Written instruction →
Look at the data below and print exactly the lines from its first line through the line with "type Row = [string, string, string];"; the pictures stay out of the copy.

>> BEGIN Supplied entries

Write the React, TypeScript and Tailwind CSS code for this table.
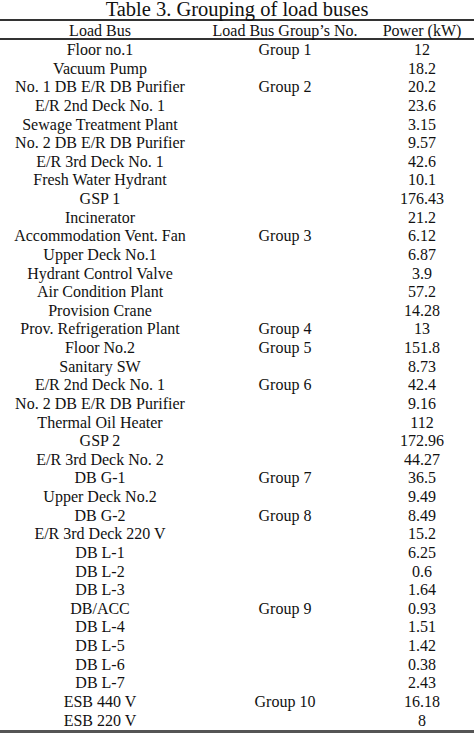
import React from "react";

type Row = [string, string, string];

const rows: Row[] = [
  ["Floor no.1", "Group 1", "12"],
  ["Vacuum Pump", "", "18.2"],
  ["No. 1 DB E/R DB Purifier", "Group 2", "20.2"],
  ["E/R 2nd Deck No. 1", "", "23.6"],
  ["Sewage Treatment Plant", "", "3.15"],
  ["No. 2 DB E/R DB Purifier", "", "9.57"],
  ["E/R 3rd Deck No. 1", "", "42.6"],
  ["Fresh Water Hydrant", "", "10.1"],
  ["GSP 1", "", "176.43"],
  ["Incinerator", "", "21.2"],
  ["Accommodation Vent. Fan", "Group 3", "6.12"],
  ["Upper Deck No.1", "", "6.87"],
  ["Hydrant Control Valve", "", "3.9"],
  ["Air Condition Plant", "", "57.2"],
  ["Provision Crane", "", "14.28"],
  ["Prov. Refrigeration Plant", "Group 4", "13"],
  ["Floor No.2", "Group 5", "151.8"],
  ["Sanitary SW", "", "8.73"],
  ["E/R 2nd Deck No. 1", "Group 6", "42.4"],
  ["No. 2 DB E/R DB Purifier", "", "9.16"],
  ["Thermal Oil Heater", "", "112"],
  ["GSP 2", "", "172.96"],
  ["E/R 3rd Deck No. 2", "", "44.27"],
  ["DB G-1", "Group 7", "36.5"],
  ["Upper Deck No.2", "", "9.49"],
  ["DB G-2", "Group 8", "8.49"],
  ["E/R 3rd Deck 220 V", "", "15.2"],
  ["DB L-1", "", "6.25"],
  ["DB L-2", "", "0.6"],
  ["DB L-3", "", "1.64"],
  ["DB/ACC", "Group 9", "0.93"],
  ["DB L-4", "", "1.51"],
  ["DB L-5", "", "1.42"],
  ["DB L-6", "", "0.38"],
  ["DB L-7", "", "2.43"],
  ["ESB 440 V", "Group 10", "16.18"],
  ["ESB 220 V", "", "8"],
];

const App: React.FC = () => {
  return (
    <div className="w-[474px] h-[735px] bg-white text-[#111] font-['Liberation_Serif','Times_New_Roman',serif] overflow-hidden">
      <div className="h-[19px] text-center text-[20.5px] leading-[19px] whitespace-nowrap">
        Table 3. Grouping of load buses
      </div>
      <div className="h-[2px] bg-[#333]" />
      <div className="grid grid-cols-[200px_170px_104px] h-[17px] text-[16px] leading-[17px] pt-[1px] text-center whitespace-nowrap">
        <div>Load Bus</div>
        <div>Load Bus Group’s No.</div>
        <div>Power (kW)</div>
      </div>
      <div className="h-[2px] bg-[#333]" />
      <div className="pt-[1px] text-[16px] leading-[18.64px]">
        {rows.map((r, i) => (
          <div
            key={i}
            className="grid grid-cols-[200px_170px_104px] h-[18.64px] text-center whitespace-nowrap"
          >
            <div>{r[0]}</div>
            <div>{r[1]}</div>
            <div>{r[2]}</div>
          </div>
        ))}
      </div>
      <div className="h-[3px] bg-[#555]" />
    </div>
  );
};

export default App;
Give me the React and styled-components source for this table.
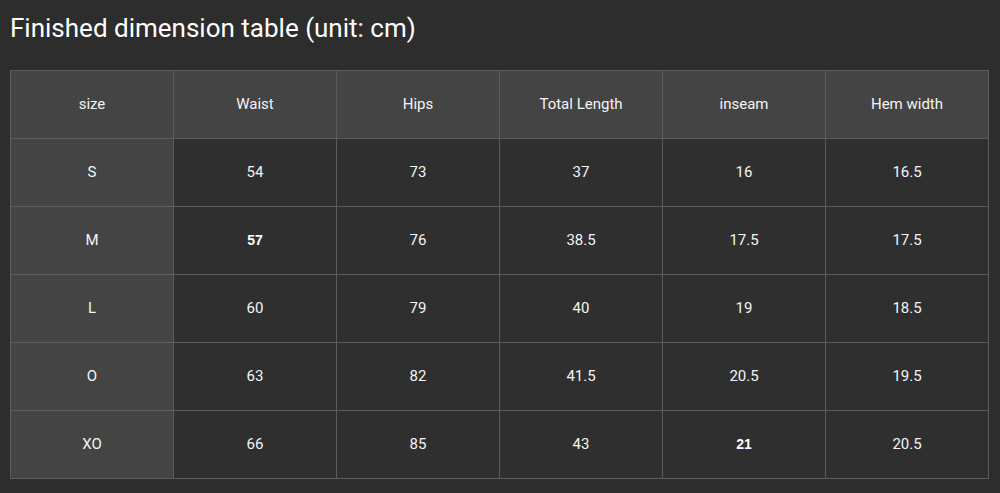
import React from 'react'
import styled, { createGlobalStyle } from 'styled-components'

const GlobalStyle = createGlobalStyle`
  body {
    margin: 0;
    background: #2d2d2d;
    font-family: Roboto, "Liberation Sans", sans-serif;
  }
`

const Page = styled.div`
  padding: 12px 10px 0 10px;
  color: #f2f2f2;
`

const Title = styled.h1`
  margin: 0 0 25px 0;
  font-size: 26px;
  font-weight: 400;
  line-height: 33px;
  color: #ffffff;
`

const Table = styled.table`
  width: 979px;
  border-collapse: collapse;
  table-layout: fixed;
  border: 1px solid #5c5c5c;
`

const Cell = styled.td`
  height: 65px;
  padding: 0 0 2px 0;
  border: 1px solid #5c5c5c;
  text-align: center;
  vertical-align: middle;
  font-size: 15px;
  color: #f4f4f4;
  background: ${(p) => (p.$head ? '#444444' : '#2f2f2f')};
`

const Strong = styled.b`
  font-family: "Liberation Sans", Arial, sans-serif;
  font-size: 14px;
  font-weight: 700;
  color: #ffffff;
`

const headers = ['size', 'Waist', 'Hips', 'Total Length', 'inseam', 'Hem width']

const rows = [
  ['S', '54', '73', '37', '16', '16.5'],
  ['M', '!57', '76', '38.5', '17.5', '17.5'],
  ['L', '60', '79', '40', '19', '18.5'],
  ['O', '63', '82', '41.5', '20.5', '19.5'],
  ['XO', '66', '85', '43', '!21', '20.5'],
]

function renderValue(v) {
  return v.startsWith('!') ? <Strong>{v.slice(1)}</Strong> : v
}

export default function App() {
  return (
    <Page>
      <GlobalStyle />
      <Title>Finished dimension table (unit: cm)</Title>
      <Table>
        <tbody>
          <tr>
            {headers.map((h) => (
              <Cell key={h} $head>{h}</Cell>
            ))}
          </tr>
          {rows.map((row) => (
            <tr key={row[0]}>
              {row.map((v, i) => (
                <Cell key={i} $head={i === 0}>{renderValue(v)}</Cell>
              ))}
            </tr>
          ))}
        </tbody>
      </Table>
    </Page>
  )
}
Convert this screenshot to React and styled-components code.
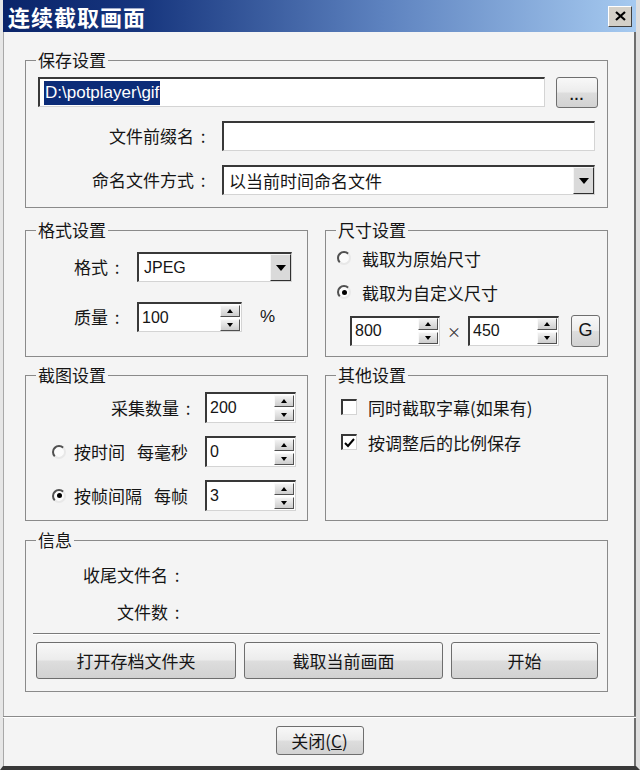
import React from 'react';
import styled, { createGlobalStyle, css } from 'styled-components';

const GlobalStyle = createGlobalStyle`
  html, body {
    margin: 0;
    padding: 0;
    background: #f4f4f4;
  }
  body {
    font-family: "Noto Sans CJK SC", "Noto Sans", sans-serif;
    font-size: 17px;
    color: #151515;
  }
`;

const sunken = css`
  box-sizing: border-box;
  background: #fff;
  border-style: solid;
  border-width: 2px 1px 1px 2px;
  border-color: #383838 #d4d4d4 #d4d4d4 #383838;
`;

const Window = styled.div`
  width: 640px;
  height: 770px;
  box-sizing: border-box;
  display: flex;
  flex-direction: column;
  background: #f4f4f4;
  border-left: 3px solid #e6e6e6;
  border-right: 4px solid #dedede;
  border-bottom: 4px solid #383838;
  box-shadow: inset 1px 0 0 #a8a8a8, inset -2px 0 0 #6e6e6e;
`;

const TitleBar = styled.div`
  height: 32px;
  flex: none;
  display: flex;
  align-items: center;
  padding: 0 4px 0 5px;
  background: linear-gradient(to right, #0a246a 0%, #17367e 22%, #5d82bf 60%, #a6caf0 100%);
`;

const Title = styled.div`
  color: #fff;
  font-weight: 700;
  font-size: 22px;
  letter-spacing: 1px;
  line-height: 32px;
`;

const CloseBox = styled.div`
  margin-left: auto;
  width: 24px;
  height: 21px;
  box-sizing: border-box;
  background: #d4d0c8;
  border: 1px solid;
  border-color: #ffffff #404040 #404040 #ffffff;
  display: flex;
  align-items: center;
  justify-content: center;
`;

const Body = styled.div`
  display: flex;
  flex-direction: column;
  padding: 19px 28px 24px 22px;
`;

const Group = styled.fieldset`
  margin: ${p => p.$mt || 0}px 0 0;
  padding: 0;
  min-width: 0;
  box-sizing: border-box;
  border: 1px solid #8a8a8a;
`;

const Legend = styled.legend`
  margin-left: 10px;
  padding: 0 2px;
  font-size: 17px;
  line-height: 18px;
`;

const GroupBody = styled.div`
  display: flex;
  flex-direction: column;
  gap: ${p => p.$gap || 0}px;
  padding: ${p => p.$pad};
`;

const Pair = styled.div`
  display: grid;
  grid-template-columns: 1fr 1fr;
  gap: 17px;
  margin-top: ${p => p.$mt}px;
`;

const Row = styled.div`
  display: flex;
  align-items: center;
  height: ${p => p.$h || 30}px;
  gap: ${p => p.$gap || 0}px;
  padding-left: ${p => p.$pl || 0}px;
  margin-top: ${p => p.$mt || 0}px;
  white-space: nowrap;
`;

const Label = styled.div`
  width: ${p => p.$w}px;
  flex: none;
  display: flex;
  justify-content: flex-end;
  align-items: center;
  white-space: nowrap;
  line-height: 22px;
`;

const Colon = styled.span`
  width: 14px;
  margin-left: 2px;
  text-align: center;
`;

const RadioLabel = styled.div`
  width: ${p => p.$w}px;
  flex: none;
  display: flex;
  align-items: center;
  gap: 8px;
  padding: 0 7px 0 26px;
  box-sizing: border-box;
  white-space: nowrap;
`;

const Suffix = styled.span`
  margin-left: auto;
`;

const Field = styled.div`
  ${sunken};
  height: ${p => p.$h || 30}px;
  ${p => (p.$w ? `width: ${p.$w}px; flex: none;` : 'flex: 1;')}
  margin-right: ${p => p.$mr || 0}px;
  display: flex;
  align-items: center;
  padding-left: ${p => p.$pl ?? 3}px;
  font-family: "Liberation Sans", "Noto Sans CJK SC", sans-serif;
  font-size: 16px;
  white-space: nowrap;
  overflow: hidden;
`;

const CjkText = styled.span`
  font-family: "Noto Sans CJK SC", sans-serif;
  font-size: 17px;
`;

const Selected = styled.span`
  background: #0c2c78;
  color: #fff;
  padding: 0 1px;
  line-height: 24px;
  font-size: 17px;
`;

const DropBtn = styled.span`
  margin-left: auto;
  width: 21px;
  height: 100%;
  flex: none;
  box-sizing: border-box;
  background: #dadada;
  border: 1px solid;
  border-color: #f6f6f6 #303030 #303030 #f6f6f6;
  display: flex;
  align-items: center;
  justify-content: center;
  &::after {
    content: '';
    border-left: 5px solid transparent;
    border-right: 5px solid transparent;
    border-top: 6px solid #000;
  }
`;

const SpinCol = styled.span`
  margin-left: auto;
  margin-right: 1px;
  display: flex;
  flex-direction: column;
  gap: 2px;
`;

const SpinBtn = styled.span`
  width: 20px;
  height: 12px;
  box-sizing: border-box;
  background: linear-gradient(#f2f2f2, #cdcdcd);
  border: 1px solid;
  border-color: #fafafa #505050 #505050 #fafafa;
  display: flex;
  align-items: center;
  justify-content: center;
  &::after {
    content: '';
    border-left: 3px solid transparent;
    border-right: 3px solid transparent;
    ${p => (p.$up ? 'border-bottom: 4px solid #000;' : 'border-top: 4px solid #000;')}
  }
`;

const Button = styled.button`
  width: ${p => p.$w}px;
  height: ${p => p.$h}px;
  flex: none;
  box-sizing: border-box;
  padding: 0;
  border: 1px solid #6e6e6e;
  border-radius: 3px;
  background: linear-gradient(#f8f8f8, #ececec 48%, #dddddd 52%, #d2d2d2);
  font-family: "Noto Sans CJK SC", sans-serif;
  font-size: 17px;
  color: #151515;
  margin-left: ${p => p.$ml || 0}px;
`;

const DotsButton = styled(Button)`
  font-family: "Liberation Sans", sans-serif;
  font-size: 14px;
  font-weight: 700;
  letter-spacing: 1px;
  padding-top: 6px;
`;

const GButton = styled(Button)`
  font-family: "Liberation Sans", sans-serif;
  font-size: 18px;
`;

const Radio = styled.span`
  width: 14px;
  height: 14px;
  flex: none;
  box-sizing: border-box;
  border-radius: 50%;
  border: 2px solid;
  border-color: #505050 #e8e8e8 #e8e8e8 #505050;
  background: #fbfbfb;
  display: grid;
  place-items: center;
  &::after {
    content: '';
    width: 5px;
    height: 5px;
    border-radius: 50%;
    background: #000;
    display: ${p => (p.$on ? 'block' : 'none')};
  }
`;

const CheckBox = styled.span`
  ${sunken};
  width: 16px;
  height: 16px;
  flex: none;
  display: flex;
  align-items: center;
  justify-content: center;
`;

const Pct = styled.span`
  margin-left: 5px;
  font-family: "Liberation Sans", sans-serif;
  font-size: 17px;
`;

const Times = styled.span`
  width: 28px;
  text-align: center;
  font-size: 14px;
  color: #333;
`;

const Divider = styled.div`
  height: 1px;
  margin: 10px 7px 8px 7px;
  background: #7a7a7a;
  box-shadow: 0 1px 0 #ffffff;
`;

const ButtonRow = styled.div`
  display: flex;
  gap: 8px;
  padding-left: 10px;
`;

const Footer = styled.div`
  flex: 1;
  display: flex;
  justify-content: center;
  align-items: flex-start;
  padding-top: 9px;
  border-top: 1px solid #8a8a8a;
  box-shadow: inset 0 1px 0 #ffffff;
`;

const Spin = ({ value, w, h }) => (
  <Field $w={w} $h={h}>
    {value}
    <SpinCol>
      <SpinBtn $up />
      <SpinBtn />
    </SpinCol>
  </Field>
);

const Check = ({ on }) => (
  <CheckBox>
    {on && (
      <svg width="11" height="10" viewBox="0 0 11 10">
        <path d="M1 5 L4 8 L10 1" fill="none" stroke="#000" strokeWidth="2" />
      </svg>
    )}
  </CheckBox>
);

const FieldLabel = ({ w, children }) => (
  <Label $w={w}>
    {children}
    <Colon>:</Colon>
  </Label>
);

export default function App() {
  return (
    <>
      <GlobalStyle />
      <Window>
        <TitleBar>
          <Title>连续截取画面</Title>
          <CloseBox>
            <svg width="11" height="10" viewBox="0 0 11 10">
              <path d="M1 1 L10 9 M10 1 L1 9" stroke="#000" strokeWidth="2.2" />
            </svg>
          </CloseBox>
        </TitleBar>

        <Body>
          <Group>
            <Legend>保存设置</Legend>
            <GroupBody $gap={14} $pad="8px 9px 12px 12px">
              <Row $gap={11}>
                <Field $pl={4}>
                  <Selected>{'D:\\potplayer\\gif'}</Selected>
                </Field>
                <DotsButton $w={42} $h={31}>...</DotsButton>
              </Row>
              <Row $gap={12}>
                <FieldLabel w={172}>文件前缀名</FieldLabel>
                <Field $mr={3} />
              </Row>
              <Row $gap={12}>
                <FieldLabel w={172}>命名文件方式</FieldLabel>
                <Field $mr={3} $pl={5}>
                  <CjkText>以当前时间命名文件</CjkText>
                  <DropBtn />
                </Field>
              </Row>
            </GroupBody>
          </Group>

          <Pair $mt={13}>
            <Group>
              <Legend>格式设置</Legend>
              <GroupBody $gap={20} $pad="13px 0 24px 0">
                <Row $gap={13}>
                  <FieldLabel w={98}>格式</FieldLabel>
                  <Field $w={155} $pl={5}>
                    JPEG
                    <DropBtn />
                  </Field>
                </Row>
                <Row $gap={13}>
                  <FieldLabel w={98}>质量</FieldLabel>
                  <Spin value="100" w={105} />
                  <Pct>%</Pct>
                </Row>
              </GroupBody>
            </Group>
            <Group>
              <Legend>尺寸设置</Legend>
              <GroupBody $gap={12} $pad="8px 0 0 0">
                <Row $h={22} $pl={11} $gap={11}>
                  <Radio />
                  截取为原始尺寸
                </Row>
                <Row $h={22} $pl={11} $gap={11}>
                  <Radio $on />
                  截取为自定义尺寸
                </Row>
                <Row $h={31} $pl={24}>
                  <Spin value="800" w={90} />
                  <Times>×</Times>
                  <Spin value="450" w={91} />
                  <GButton $w={29} $h={32} $ml={12}>G</GButton>
                </Row>
              </GroupBody>
            </Group>
          </Pair>

          <Pair $mt={9}>
            <Group>
              <Legend>截图设置</Legend>
              <GroupBody $gap={13} $pad="8px 0 9px 0">
                <Row $h={31} $gap={10}>
                  <FieldLabel w={169}>采集数量</FieldLabel>
                  <Spin value="200" w={91} h={31} />
                </Row>
                <Row $h={31} $gap={10}>
                  <RadioLabel $w={169}>
                    <Radio />
                    按时间
                    <Suffix>每毫秒</Suffix>
                  </RadioLabel>
                  <Spin value="0" w={91} h={31} />
                </Row>
                <Row $h={31} $gap={10}>
                  <RadioLabel $w={169}>
                    <Radio $on />
                    按帧间隔
                    <Suffix>每帧</Suffix>
                  </RadioLabel>
                  <Spin value="3" w={91} h={31} />
                </Row>
              </GroupBody>
            </Group>
            <Group>
              <Legend>其他设置</Legend>
              <GroupBody $gap={13} $pad="12px 0 0 15px">
                <Row $h={22} $gap={11}>
                  <Check />
                  同时截取字幕(如果有)
                </Row>
                <Row $h={22} $gap={11}>
                  <Check on />
                  按调整后的比例保存
                </Row>
              </GroupBody>
            </Group>
          </Pair>

          <Group $mt={10}>
            <Legend>信息</Legend>
            <GroupBody $pad="15px 0 12px 0">
              <Row $h={22}>
                <FieldLabel w={158}>收尾文件名</FieldLabel>
              </Row>
              <Row $h={22} $mt={15}>
                <FieldLabel w={158}>文件数</FieldLabel>
              </Row>
              <Divider />
              <ButtonRow>
                <Button $w={200} $h={37}>打开存档文件夹</Button>
                <Button $w={199} $h={37}>截取当前画面</Button>
                <Button $w={147} $h={37}>开始</Button>
              </ButtonRow>
            </GroupBody>
          </Group>
        </Body>

        <Footer>
          <Button $w={88} $h={29}>
            关闭(<u>C</u>)
          </Button>
        </Footer>
      </Window>
    </>
  );
}
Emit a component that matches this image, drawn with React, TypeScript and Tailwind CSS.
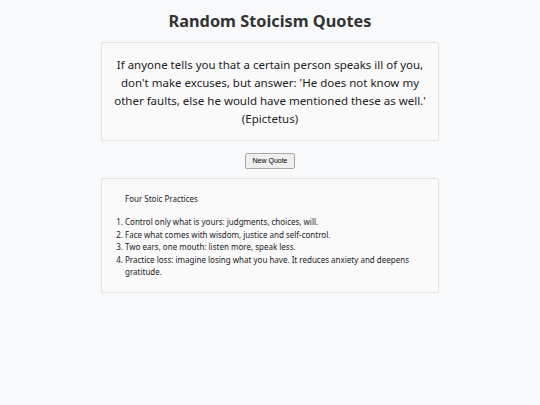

>> END Supplied entries

Solution for this exercise →
Write the React, TypeScript and Tailwind CSS code for this table.
import React from "react";

type Row = [string, string, string];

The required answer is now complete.